STATED EXERCISE: Work through the data below line by line and say how many lines hold "React"; give only the number.

MATERIAL PROVIDED:
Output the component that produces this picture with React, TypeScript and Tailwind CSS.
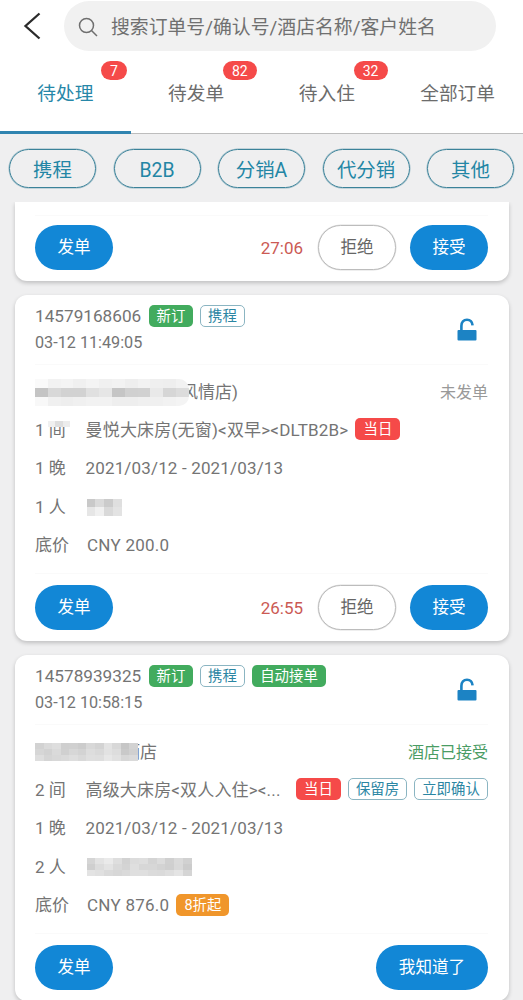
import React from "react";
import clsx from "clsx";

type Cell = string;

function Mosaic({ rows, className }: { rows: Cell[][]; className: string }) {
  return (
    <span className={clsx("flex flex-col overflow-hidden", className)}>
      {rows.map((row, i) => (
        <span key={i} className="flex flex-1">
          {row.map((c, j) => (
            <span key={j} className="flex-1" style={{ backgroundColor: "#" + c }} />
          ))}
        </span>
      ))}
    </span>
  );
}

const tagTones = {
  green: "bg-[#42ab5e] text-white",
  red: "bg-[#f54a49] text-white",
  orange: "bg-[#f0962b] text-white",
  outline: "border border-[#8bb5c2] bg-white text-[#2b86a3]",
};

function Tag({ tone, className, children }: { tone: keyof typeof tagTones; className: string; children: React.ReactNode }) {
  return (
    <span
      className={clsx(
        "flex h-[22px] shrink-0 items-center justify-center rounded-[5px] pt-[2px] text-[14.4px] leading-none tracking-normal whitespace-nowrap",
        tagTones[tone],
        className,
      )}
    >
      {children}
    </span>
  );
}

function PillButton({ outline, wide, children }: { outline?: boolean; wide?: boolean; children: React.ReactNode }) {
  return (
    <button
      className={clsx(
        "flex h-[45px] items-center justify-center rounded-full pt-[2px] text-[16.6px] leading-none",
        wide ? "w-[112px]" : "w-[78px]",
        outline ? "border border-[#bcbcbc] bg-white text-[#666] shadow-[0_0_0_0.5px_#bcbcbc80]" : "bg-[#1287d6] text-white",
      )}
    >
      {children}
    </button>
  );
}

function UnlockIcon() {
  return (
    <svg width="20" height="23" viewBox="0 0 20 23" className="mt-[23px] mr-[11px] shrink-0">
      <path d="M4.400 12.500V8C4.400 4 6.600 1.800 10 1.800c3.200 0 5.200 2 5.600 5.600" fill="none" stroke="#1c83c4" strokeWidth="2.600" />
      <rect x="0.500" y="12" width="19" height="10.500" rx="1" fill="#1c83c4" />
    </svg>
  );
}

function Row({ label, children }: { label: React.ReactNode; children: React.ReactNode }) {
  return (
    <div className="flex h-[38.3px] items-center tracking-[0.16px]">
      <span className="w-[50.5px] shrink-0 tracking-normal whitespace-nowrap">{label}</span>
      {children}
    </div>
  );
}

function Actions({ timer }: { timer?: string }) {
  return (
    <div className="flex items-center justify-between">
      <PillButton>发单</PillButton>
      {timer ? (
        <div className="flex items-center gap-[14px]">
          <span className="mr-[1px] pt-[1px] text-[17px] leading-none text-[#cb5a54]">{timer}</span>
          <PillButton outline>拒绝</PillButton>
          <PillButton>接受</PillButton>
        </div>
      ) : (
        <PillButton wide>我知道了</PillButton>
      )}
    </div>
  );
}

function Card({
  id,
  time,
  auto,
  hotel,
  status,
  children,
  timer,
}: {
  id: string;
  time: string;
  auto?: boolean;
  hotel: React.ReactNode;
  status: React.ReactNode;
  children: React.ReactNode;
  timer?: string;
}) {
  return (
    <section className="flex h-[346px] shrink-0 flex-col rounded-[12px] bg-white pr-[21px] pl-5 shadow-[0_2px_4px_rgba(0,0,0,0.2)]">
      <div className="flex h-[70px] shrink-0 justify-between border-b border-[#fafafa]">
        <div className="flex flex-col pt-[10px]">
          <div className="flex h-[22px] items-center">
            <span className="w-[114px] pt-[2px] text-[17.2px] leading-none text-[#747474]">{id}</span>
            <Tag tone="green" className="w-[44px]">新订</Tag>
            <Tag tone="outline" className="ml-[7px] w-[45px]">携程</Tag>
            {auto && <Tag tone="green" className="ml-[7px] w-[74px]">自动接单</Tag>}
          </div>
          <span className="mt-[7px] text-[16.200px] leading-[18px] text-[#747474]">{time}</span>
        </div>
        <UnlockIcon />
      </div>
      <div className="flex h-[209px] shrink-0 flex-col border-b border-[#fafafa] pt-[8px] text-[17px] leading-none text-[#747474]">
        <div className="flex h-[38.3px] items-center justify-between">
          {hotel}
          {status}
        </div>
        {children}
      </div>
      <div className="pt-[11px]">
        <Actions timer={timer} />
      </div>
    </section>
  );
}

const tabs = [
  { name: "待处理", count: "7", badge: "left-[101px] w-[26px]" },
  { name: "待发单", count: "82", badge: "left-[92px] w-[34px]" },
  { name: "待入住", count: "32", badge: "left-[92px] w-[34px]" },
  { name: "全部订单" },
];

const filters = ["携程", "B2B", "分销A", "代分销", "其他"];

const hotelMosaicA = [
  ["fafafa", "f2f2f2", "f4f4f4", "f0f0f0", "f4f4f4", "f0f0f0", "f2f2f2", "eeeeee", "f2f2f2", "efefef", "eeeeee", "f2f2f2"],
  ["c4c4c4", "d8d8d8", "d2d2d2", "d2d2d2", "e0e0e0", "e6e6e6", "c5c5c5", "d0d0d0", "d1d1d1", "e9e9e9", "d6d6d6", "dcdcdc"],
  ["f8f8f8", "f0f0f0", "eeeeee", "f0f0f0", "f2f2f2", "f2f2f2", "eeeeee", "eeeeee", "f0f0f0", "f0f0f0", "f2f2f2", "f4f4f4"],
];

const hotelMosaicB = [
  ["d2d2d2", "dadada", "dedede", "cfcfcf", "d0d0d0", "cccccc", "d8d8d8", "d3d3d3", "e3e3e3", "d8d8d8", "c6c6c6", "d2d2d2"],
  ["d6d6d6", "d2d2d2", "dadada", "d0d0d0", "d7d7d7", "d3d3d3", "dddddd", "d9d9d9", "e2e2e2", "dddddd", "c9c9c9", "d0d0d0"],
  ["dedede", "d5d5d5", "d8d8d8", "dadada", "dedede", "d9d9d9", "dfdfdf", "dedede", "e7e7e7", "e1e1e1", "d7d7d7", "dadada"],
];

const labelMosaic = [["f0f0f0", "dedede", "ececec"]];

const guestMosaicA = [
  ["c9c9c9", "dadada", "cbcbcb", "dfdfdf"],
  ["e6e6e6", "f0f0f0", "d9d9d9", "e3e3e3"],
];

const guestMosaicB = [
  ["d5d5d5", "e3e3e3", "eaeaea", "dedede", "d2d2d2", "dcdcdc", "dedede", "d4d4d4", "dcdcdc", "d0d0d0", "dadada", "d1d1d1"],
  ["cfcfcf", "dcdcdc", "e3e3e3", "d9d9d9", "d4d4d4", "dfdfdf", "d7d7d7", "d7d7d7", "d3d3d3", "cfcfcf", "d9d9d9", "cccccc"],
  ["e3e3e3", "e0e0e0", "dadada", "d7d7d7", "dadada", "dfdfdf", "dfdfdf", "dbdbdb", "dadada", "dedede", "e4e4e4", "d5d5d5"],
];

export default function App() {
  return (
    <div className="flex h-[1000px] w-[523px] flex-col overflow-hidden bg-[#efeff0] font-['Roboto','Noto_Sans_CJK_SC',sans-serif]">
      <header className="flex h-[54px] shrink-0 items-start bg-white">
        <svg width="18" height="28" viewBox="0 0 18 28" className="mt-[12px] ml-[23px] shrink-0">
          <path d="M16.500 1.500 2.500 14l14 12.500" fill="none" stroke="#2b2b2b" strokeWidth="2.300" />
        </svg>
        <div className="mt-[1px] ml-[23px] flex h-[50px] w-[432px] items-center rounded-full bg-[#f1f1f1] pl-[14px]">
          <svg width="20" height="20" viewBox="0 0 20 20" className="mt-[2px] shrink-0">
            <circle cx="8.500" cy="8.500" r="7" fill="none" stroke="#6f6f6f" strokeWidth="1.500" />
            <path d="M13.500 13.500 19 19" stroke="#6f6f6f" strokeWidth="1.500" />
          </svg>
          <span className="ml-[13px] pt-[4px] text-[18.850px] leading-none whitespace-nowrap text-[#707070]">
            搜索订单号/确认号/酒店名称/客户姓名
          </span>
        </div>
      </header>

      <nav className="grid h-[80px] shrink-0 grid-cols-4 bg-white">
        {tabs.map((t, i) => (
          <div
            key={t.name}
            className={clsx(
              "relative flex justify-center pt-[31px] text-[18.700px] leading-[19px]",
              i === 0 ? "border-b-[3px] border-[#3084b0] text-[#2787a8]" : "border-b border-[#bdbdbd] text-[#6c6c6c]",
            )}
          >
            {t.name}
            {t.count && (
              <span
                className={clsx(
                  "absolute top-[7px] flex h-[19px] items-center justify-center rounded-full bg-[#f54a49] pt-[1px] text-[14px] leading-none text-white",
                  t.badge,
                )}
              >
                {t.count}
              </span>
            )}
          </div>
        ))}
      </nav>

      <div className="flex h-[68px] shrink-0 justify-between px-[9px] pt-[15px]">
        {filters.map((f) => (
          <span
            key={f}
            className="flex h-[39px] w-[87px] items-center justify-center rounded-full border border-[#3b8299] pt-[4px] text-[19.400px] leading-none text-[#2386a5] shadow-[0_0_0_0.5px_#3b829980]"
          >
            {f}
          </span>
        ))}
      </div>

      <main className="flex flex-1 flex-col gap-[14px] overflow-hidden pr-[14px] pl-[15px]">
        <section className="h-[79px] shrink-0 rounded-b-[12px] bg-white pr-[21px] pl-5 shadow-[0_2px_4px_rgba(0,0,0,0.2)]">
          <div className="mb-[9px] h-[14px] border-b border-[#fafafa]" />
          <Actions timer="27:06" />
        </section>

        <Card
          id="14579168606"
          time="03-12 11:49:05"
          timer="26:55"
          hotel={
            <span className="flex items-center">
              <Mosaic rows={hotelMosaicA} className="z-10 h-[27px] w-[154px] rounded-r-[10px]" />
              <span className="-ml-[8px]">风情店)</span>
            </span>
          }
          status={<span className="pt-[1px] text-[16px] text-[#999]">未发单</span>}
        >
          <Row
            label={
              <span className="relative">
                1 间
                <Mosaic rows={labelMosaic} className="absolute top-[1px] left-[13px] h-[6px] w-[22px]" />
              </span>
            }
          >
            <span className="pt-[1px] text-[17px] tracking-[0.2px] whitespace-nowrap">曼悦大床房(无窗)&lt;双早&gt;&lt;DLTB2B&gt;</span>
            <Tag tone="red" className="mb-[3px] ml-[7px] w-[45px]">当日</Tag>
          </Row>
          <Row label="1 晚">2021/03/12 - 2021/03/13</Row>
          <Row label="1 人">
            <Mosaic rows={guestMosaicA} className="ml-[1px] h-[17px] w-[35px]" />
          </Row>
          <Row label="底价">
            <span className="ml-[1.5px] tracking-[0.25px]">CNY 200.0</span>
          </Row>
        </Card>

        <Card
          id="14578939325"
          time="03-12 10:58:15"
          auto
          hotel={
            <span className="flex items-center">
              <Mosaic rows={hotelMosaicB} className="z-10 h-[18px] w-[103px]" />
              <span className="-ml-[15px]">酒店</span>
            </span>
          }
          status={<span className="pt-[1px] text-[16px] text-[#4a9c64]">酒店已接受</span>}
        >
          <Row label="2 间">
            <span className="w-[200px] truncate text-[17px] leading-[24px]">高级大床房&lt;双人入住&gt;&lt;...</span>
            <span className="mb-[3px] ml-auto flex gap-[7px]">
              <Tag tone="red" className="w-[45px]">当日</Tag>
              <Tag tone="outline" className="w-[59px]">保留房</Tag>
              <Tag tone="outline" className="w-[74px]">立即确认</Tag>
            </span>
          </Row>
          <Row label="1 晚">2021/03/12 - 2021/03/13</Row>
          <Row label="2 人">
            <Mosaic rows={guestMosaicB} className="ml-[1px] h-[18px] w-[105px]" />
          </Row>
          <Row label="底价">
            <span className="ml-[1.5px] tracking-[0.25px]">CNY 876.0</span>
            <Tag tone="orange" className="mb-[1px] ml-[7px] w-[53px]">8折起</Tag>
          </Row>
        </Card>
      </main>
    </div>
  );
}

ANSWER FOR THE TASK: 8